Given problem
Your copy should be exact, beginning at the line containing "Give me the React, TypeScript and styled-components" and ending at the line containing "string; summary: string;", with both lines kept and every picture dropped.

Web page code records
····················

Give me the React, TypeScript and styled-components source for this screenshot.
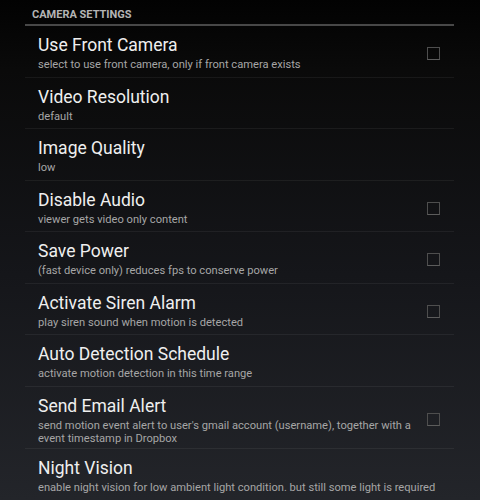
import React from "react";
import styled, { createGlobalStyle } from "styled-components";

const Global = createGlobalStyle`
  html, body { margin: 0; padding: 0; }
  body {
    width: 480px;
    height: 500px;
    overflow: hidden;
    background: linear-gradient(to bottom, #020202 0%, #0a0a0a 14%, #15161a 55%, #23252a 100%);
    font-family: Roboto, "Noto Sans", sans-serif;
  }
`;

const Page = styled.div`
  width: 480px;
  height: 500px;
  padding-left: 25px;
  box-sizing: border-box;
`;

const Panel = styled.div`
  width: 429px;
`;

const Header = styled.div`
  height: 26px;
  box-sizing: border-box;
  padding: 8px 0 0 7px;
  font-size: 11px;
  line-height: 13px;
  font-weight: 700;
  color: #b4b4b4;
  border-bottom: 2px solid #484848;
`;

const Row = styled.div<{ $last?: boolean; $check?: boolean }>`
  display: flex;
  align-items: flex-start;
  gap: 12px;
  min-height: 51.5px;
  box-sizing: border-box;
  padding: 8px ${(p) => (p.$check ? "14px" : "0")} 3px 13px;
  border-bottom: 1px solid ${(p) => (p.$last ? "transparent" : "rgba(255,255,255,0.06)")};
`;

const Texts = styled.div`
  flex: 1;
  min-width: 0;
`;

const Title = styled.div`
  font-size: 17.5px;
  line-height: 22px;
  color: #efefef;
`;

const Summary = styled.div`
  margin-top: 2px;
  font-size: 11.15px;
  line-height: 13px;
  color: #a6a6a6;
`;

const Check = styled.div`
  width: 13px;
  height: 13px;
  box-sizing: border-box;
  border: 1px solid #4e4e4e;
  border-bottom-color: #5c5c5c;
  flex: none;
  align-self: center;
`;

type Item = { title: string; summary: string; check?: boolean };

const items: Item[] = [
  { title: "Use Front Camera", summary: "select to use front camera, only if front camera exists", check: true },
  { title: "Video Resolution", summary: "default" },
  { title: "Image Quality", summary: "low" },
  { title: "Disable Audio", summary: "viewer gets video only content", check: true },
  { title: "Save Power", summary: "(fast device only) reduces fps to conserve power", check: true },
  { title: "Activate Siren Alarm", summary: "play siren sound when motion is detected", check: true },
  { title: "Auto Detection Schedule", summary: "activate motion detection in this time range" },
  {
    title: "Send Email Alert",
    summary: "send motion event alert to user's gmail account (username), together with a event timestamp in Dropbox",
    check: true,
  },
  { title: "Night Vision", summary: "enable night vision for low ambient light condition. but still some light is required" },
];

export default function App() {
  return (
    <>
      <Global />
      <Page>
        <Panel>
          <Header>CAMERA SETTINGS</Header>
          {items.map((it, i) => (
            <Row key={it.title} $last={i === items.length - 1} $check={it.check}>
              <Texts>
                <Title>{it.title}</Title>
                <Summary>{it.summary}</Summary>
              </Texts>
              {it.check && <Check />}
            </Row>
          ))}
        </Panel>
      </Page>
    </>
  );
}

····················

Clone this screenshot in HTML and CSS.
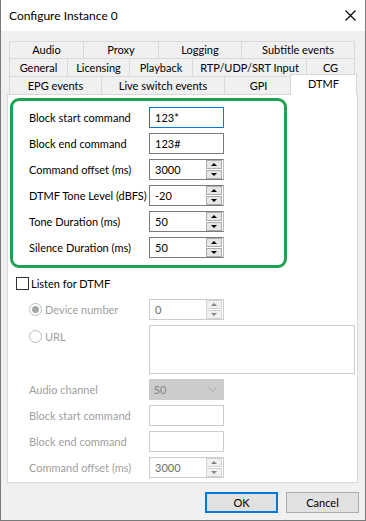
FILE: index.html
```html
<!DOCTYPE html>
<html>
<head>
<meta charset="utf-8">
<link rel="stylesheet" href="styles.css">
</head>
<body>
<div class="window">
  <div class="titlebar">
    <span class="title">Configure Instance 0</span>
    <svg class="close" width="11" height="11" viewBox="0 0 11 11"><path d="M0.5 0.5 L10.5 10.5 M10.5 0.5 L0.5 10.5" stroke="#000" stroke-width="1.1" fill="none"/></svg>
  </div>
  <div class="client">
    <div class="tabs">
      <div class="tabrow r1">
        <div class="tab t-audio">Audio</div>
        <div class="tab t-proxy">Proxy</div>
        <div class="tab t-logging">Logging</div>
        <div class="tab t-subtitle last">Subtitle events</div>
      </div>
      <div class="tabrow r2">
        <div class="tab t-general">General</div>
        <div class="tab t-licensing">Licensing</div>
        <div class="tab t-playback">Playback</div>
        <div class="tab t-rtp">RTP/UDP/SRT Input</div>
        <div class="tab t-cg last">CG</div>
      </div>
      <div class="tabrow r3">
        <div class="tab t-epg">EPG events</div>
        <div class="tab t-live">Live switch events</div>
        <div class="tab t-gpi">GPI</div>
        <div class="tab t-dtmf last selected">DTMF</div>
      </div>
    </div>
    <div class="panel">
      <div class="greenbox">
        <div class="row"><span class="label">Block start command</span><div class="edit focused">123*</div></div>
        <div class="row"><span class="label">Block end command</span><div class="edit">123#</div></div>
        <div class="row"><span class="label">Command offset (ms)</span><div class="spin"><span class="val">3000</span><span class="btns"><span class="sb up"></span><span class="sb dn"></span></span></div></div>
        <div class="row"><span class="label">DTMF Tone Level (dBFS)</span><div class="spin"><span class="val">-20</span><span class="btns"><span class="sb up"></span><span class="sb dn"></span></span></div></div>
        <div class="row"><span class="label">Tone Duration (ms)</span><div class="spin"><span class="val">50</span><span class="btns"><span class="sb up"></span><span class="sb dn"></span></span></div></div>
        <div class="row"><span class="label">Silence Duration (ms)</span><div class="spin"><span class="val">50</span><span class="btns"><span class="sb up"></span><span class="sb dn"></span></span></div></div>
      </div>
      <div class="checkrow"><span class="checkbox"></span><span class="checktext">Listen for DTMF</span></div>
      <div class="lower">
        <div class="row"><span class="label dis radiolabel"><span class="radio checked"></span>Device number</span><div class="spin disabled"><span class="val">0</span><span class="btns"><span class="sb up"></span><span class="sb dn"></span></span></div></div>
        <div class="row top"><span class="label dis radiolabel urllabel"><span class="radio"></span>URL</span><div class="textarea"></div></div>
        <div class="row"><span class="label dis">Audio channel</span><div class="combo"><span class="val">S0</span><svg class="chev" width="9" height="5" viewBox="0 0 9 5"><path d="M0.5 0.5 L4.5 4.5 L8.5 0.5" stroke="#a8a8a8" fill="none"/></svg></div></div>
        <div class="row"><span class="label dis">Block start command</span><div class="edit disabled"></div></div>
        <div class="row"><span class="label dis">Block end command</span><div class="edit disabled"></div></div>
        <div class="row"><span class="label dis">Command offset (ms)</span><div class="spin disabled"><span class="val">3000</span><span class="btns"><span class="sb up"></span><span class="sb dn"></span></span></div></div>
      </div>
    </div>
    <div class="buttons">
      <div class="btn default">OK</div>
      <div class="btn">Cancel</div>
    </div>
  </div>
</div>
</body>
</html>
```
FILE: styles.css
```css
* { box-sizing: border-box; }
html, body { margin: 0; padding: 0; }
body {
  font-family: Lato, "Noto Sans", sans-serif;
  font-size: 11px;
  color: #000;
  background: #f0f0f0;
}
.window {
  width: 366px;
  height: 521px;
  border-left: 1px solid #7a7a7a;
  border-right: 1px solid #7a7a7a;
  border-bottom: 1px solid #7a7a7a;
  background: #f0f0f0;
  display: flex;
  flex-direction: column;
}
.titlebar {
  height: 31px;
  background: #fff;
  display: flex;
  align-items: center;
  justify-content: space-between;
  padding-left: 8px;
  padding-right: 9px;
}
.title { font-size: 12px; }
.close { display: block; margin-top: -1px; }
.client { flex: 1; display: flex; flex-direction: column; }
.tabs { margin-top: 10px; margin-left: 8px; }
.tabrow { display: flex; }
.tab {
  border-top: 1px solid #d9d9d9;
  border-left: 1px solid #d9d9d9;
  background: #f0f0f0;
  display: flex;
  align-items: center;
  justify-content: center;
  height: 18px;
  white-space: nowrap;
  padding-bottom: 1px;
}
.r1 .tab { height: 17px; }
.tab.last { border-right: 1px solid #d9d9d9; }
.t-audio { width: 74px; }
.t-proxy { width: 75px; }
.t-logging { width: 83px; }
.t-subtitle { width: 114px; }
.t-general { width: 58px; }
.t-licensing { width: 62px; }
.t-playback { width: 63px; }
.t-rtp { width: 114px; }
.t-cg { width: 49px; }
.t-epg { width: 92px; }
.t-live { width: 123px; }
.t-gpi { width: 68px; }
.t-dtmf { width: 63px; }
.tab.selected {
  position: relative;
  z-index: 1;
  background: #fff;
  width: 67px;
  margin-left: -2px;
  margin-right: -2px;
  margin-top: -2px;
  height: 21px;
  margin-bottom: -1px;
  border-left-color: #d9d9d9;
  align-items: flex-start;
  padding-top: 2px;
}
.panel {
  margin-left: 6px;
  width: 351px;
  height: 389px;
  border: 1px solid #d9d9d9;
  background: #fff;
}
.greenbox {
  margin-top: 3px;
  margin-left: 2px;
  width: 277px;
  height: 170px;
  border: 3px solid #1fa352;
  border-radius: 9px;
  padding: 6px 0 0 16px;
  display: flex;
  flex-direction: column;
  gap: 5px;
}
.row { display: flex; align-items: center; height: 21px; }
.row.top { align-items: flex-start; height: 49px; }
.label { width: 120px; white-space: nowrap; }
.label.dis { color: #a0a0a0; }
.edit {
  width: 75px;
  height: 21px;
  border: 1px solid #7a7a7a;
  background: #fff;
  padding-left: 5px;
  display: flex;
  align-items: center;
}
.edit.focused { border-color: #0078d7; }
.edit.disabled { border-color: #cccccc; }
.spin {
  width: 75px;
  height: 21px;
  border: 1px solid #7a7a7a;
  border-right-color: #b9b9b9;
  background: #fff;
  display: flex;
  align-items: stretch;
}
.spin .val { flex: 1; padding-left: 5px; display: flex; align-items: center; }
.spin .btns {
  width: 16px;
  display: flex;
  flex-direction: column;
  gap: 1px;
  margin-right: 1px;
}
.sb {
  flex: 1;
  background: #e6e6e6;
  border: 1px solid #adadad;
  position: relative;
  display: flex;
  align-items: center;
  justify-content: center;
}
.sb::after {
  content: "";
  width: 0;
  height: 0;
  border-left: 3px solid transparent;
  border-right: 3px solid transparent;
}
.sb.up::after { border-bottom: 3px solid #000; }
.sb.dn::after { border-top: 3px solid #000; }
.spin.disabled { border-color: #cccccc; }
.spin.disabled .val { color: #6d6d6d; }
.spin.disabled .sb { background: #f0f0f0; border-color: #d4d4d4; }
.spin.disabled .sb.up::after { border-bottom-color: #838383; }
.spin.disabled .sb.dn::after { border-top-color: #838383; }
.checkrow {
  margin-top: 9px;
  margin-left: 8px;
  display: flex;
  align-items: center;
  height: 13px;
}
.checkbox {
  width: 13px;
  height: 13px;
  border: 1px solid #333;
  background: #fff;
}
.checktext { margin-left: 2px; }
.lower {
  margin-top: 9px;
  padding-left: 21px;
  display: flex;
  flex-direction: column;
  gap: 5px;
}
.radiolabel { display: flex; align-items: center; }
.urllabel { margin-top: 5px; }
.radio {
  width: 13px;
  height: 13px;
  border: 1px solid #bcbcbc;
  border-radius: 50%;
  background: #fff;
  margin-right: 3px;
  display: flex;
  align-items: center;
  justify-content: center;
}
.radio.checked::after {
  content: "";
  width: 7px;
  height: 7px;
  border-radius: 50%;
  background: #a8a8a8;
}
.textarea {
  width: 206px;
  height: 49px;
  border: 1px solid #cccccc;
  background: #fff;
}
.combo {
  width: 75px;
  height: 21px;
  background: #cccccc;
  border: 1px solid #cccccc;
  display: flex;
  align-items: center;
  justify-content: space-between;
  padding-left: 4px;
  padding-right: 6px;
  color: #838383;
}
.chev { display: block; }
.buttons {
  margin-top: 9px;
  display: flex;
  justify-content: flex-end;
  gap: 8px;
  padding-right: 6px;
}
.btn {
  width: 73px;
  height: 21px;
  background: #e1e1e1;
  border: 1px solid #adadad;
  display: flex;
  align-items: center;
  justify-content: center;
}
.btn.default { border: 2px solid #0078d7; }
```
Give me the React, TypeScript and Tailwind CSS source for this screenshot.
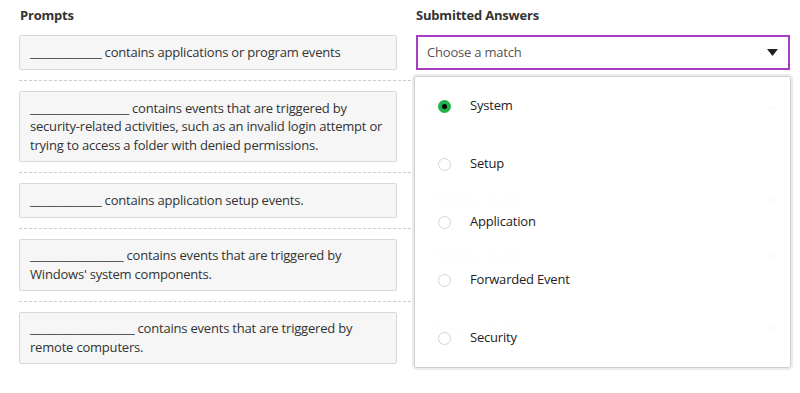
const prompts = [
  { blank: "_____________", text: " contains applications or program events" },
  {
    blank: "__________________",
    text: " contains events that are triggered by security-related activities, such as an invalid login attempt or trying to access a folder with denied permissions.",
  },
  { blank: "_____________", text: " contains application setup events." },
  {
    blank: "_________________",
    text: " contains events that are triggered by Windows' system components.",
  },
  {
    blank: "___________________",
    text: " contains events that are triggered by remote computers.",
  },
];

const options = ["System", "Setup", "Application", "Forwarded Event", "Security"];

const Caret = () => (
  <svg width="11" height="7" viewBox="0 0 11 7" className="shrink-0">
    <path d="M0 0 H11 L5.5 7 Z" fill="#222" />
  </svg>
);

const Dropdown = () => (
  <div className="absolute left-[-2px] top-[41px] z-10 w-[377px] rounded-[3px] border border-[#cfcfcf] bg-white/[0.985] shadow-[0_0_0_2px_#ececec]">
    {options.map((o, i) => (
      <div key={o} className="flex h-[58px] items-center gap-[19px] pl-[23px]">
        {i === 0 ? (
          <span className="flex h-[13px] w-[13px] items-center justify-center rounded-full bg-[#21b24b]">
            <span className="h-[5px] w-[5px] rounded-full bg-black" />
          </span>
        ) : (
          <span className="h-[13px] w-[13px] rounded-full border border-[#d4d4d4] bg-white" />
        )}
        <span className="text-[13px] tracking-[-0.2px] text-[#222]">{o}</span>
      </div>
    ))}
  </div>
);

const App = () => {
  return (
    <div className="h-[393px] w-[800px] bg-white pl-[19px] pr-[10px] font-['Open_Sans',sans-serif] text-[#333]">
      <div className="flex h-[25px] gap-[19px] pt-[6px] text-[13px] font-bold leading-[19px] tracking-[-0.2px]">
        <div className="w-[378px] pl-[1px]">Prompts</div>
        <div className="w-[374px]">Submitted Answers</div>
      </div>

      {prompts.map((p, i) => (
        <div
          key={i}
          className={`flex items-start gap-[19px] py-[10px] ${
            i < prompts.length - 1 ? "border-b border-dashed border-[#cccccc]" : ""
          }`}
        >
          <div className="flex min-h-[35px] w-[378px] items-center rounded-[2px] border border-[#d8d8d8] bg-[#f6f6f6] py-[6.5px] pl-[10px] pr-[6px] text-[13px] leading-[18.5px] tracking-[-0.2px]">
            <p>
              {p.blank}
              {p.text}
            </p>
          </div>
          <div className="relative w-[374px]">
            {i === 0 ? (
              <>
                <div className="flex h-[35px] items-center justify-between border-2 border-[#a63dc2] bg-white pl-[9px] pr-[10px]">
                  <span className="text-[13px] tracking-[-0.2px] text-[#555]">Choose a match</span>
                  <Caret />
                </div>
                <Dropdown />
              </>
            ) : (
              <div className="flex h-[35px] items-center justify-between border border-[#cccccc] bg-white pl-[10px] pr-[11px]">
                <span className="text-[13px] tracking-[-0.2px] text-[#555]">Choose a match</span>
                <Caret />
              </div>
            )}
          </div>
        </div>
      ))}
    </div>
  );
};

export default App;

····················

Expected answer
Give me the React, TypeScript and styled-components source for this screenshot.
import React from "react";
import styled, { createGlobalStyle } from "styled-components";

const Global = createGlobalStyle`
  html, body { margin: 0; padding: 0; }
  body {
    width: 480px;
    height: 500px;
    overflow: hidden;
    background: linear-gradient(to bottom, #020202 0%, #0a0a0a 14%, #15161a 55%, #23252a 100%);
    font-family: Roboto, "Noto Sans", sans-serif;
  }
`;

const Page = styled.div`
  width: 480px;
  height: 500px;
  padding-left: 25px;
  box-sizing: border-box;
`;

const Panel = styled.div`
  width: 429px;
`;

const Header = styled.div`
  height: 26px;
  box-sizing: border-box;
  padding: 8px 0 0 7px;
  font-size: 11px;
  line-height: 13px;
  font-weight: 700;
  color: #b4b4b4;
  border-bottom: 2px solid #484848;
`;

const Row = styled.div<{ $last?: boolean; $check?: boolean }>`
  display: flex;
  align-items: flex-start;
  gap: 12px;
  min-height: 51.5px;
  box-sizing: border-box;
  padding: 8px ${(p) => (p.$check ? "14px" : "0")} 3px 13px;
  border-bottom: 1px solid ${(p) => (p.$last ? "transparent" : "rgba(255,255,255,0.06)")};
`;

const Texts = styled.div`
  flex: 1;
  min-width: 0;
`;

const Title = styled.div`
  font-size: 17.5px;
  line-height: 22px;
  color: #efefef;
`;

const Summary = styled.div`
  margin-top: 2px;
  font-size: 11.15px;
  line-height: 13px;
  color: #a6a6a6;
`;

const Check = styled.div`
  width: 13px;
  height: 13px;
  box-sizing: border-box;
  border: 1px solid #4e4e4e;
  border-bottom-color: #5c5c5c;
  flex: none;
  align-self: center;
`;

type Item = { title: string; summary: string; check?: boolean };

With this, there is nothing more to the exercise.